Commentary

Phantom Traffic: It's Not Just Publishers Who Need To Change

Anyone involved in online advertising is well aware of the concern by marketers, publishers and exchanges about the prevalence of phantom or robot traffic.   Clearly, this is an issue worth exposing, as non-human traffic can eat away advertising dollars by artificially inflating traffic levels, remaining on a page long enough to trigger pre-roll ads, or worse yet, haphazardly clicking on PPC ads.  And no corner of the Web is immune. When you can purchase 10,000 “Likes” on your newly minted Facebook Fan Page within 24 hours for around $5, you start to think that Web audiences look less like the crowd of people at your local bar and more like the bar scene in the original “Star Wars.”
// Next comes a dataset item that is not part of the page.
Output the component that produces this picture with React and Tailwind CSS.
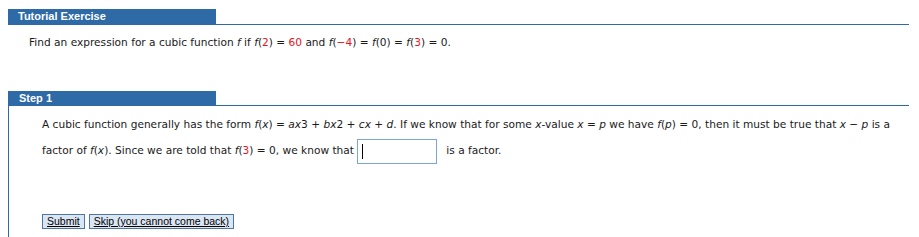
import React from "react";

function Red({ children }) {
  return <span className="text-[#e8141b]">{children}</span>;
}

function M({ children }) {
  return <i className="italic">{children}</i>;
}

export default function App() {
  return (
    <div className="w-[919px] h-[237px] bg-white text-[#1a1a1a] overflow-hidden font-['DejaVu_Sans',Verdana,sans-serif] text-[10.6px]">
      {/* Tutorial exercise */}
      <div className="pt-[9px] pl-[8px] pr-[10px]">
        <div className="flex border-b border-[#2e6aa6]">
          <div className="w-[208px] h-[15px] bg-[#2e6aa6] text-white font-bold text-[11px] leading-[15px] pl-[10px] font-['Liberation_Sans',Arial,sans-serif]">
            Tutorial Exercise
          </div>
        </div>
        <p className="pl-[21px] pt-[10px] leading-[14px]">
          Find an expression for a cubic function <M>f</M> if <M>f</M>(<Red>2</Red>) = <Red>60</Red> and{" "}
          <M>f</M>(<Red>−4</Red>) = <M>f</M>(0) = <M>f</M>(<Red>3</Red>) = 0.
        </p>
      </div>

      {/* Step 1 */}
      <div className="mt-[42px] ml-[8px] mr-[10px]">
        <div className="flex border-b border-[#2e6aa6]">
          <div className="w-[208px] h-[14px] bg-[#2e6aa6] text-white font-bold text-[11px] leading-[14px] pl-[11px] font-['Liberation_Sans',Arial,sans-serif]">
            Step 1
          </div>
        </div>
        <div className="border-l border-[#2e6aa6] pl-[33px] pt-[6px] pb-[20px]">
          <div className="h-[26px] flex items-center whitespace-pre">
            <span>
              A cubic function generally has the form <M>f</M>(<M>x</M>) = <M>ax</M>3 + <M>bx</M>2 + <M>cx</M> + <M>d</M>. If we know that for
              some <M>x</M>-value <M>x</M> = <M>p</M> we have <M>f</M>(<M>p</M>) = 0, then it must be true that <M>x</M> − <M>p</M> is a
            </span>
          </div>
          <div className="h-[26px] flex items-center">
            <span className="whitespace-pre">
              factor of <M>f</M>(<M>x</M>). Since we are told that <M>f</M>(<Red>3</Red>) = 0, we know that{" "}
            </span>
            <div className="w-[80px] h-[25px] border border-[#7ea6d3] bg-white flex items-center pl-[4px]">
              <span className="w-px h-[15px] bg-black" />
            </div>
            <span className="ml-[9px]">is a factor.</span>
          </div>
          <div className="flex gap-[4px] mt-[50px]">
            <button className="h-[15px] px-[4px] bg-[#dbe6f3] border border-[#4f76a6] text-[10.5px] leading-[13px] underline text-black font-['Liberation_Sans',Arial,sans-serif]">
              Submit
            </button>
            <button className="h-[15px] px-[4px] bg-[#dbe6f3] border border-[#4f76a6] text-[10.5px] leading-[13px] underline text-black font-['Liberation_Sans',Arial,sans-serif]">
              Skip (you cannot come back)
            </button>
          </div>
        </div>
      </div>
    </div>
  );
}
There is a school of thought, though, that says that non-human Web traffic actually isn’t that big of a deal.  After all, a certain percentage of traffic on any site being robots is probably already baked into the price.  But true or not, this isn’t a popular argument, so while it’s worth mentioning, it’s not worth pursuing. 

The spotlight and blame for the phantom traffic issue seems to be focused in a single direction these days: online publishers.

(Of course, it should be noted that “online publisher” is a pretty loose term, covering a broad spectrum that ranges from highly legitimate media outlets providing real value (and who may be victimized by robot traffic), to a couple of guys in a basement in the Ukraine running a bogus .net sites -- and every other site in-between.)

But blaming publishers alone is a bit of a copout, and it won’t solve the problem.  Like trying to stop the sale of drugs by only going after the dealers, the bottom line is that if there’s a demand, there’s always going to be a supply.  To effectively stamp out non-human traffic, it can’t just be up to the publisher; marketers have to play their part, too. 

The large majority of marketing directors often demand that a site have a certain (often unrealistic) threshold of visitors before they’ll consider advertising. In my own experience, I’ve had marketing directors and buyers from brands and agencies tell me to contact them again when a site has a million uniques, or three million, or five million.  Why?  They’ll buy ads on cable TV shows that have far fewer viewers than that, so why the insistence on ridiculously large numbers when it comes to the Web? 

And, if we stripped away every last non-human visit, how many sites with more than a couple of million unique human visitors, with room for display ads, and the ability to showcase videos to support pre-rolls, would truly be left?  Maybe a dozen or so?  Certainly not enough to handle the demand.  Unfortunately, because of this dynamic, smaller sites that have a good foundation of traffic and good quality content become incentivized to fill the gap through poorer quality traffic sources, some of which may unwittingly end up sending non-human visitors. 

I’m not blaming marketers when publishers behave badly. I am saying that marketers need to change their mindset about what they value in online media partners if we want to fix this problem. 

To move forward and create an online environment that’s profitable for both advertisers and publishers, marketers need to abandon their obsession with unproven success beacons like audience size and click-through rates.  Whatever happened to demographics and branding?  Since when did the only audience that mattered become a large audience, and in whose mind does taking an action as soon as an ad is presented qualify as the only measure of publisher relevance? 

There’s value in smaller audiences, especially when the source of that audience is highly controlled and transparent, and the content is targeted and meaningful to a given marketer. 

A small community of, say, half a million human visitors on a highly targeted site, with more unique ad opportunities available (article sponsorship, branded content, product placement within videos, etc.) could be infinitely more valuable than a site that hosts millions of uniques, some large percentage of whom may not even be human, that’s fairly broad, demographically, with ad opportunities built solely in the hopes of gaining a 1% click-through rate. 

Publishers need to be more careful in how they run their traffic, to be sure, and provide true value to marketers.  Similarly, though, marketers need to recognize that true value doesn’t come only in the form of a large audience.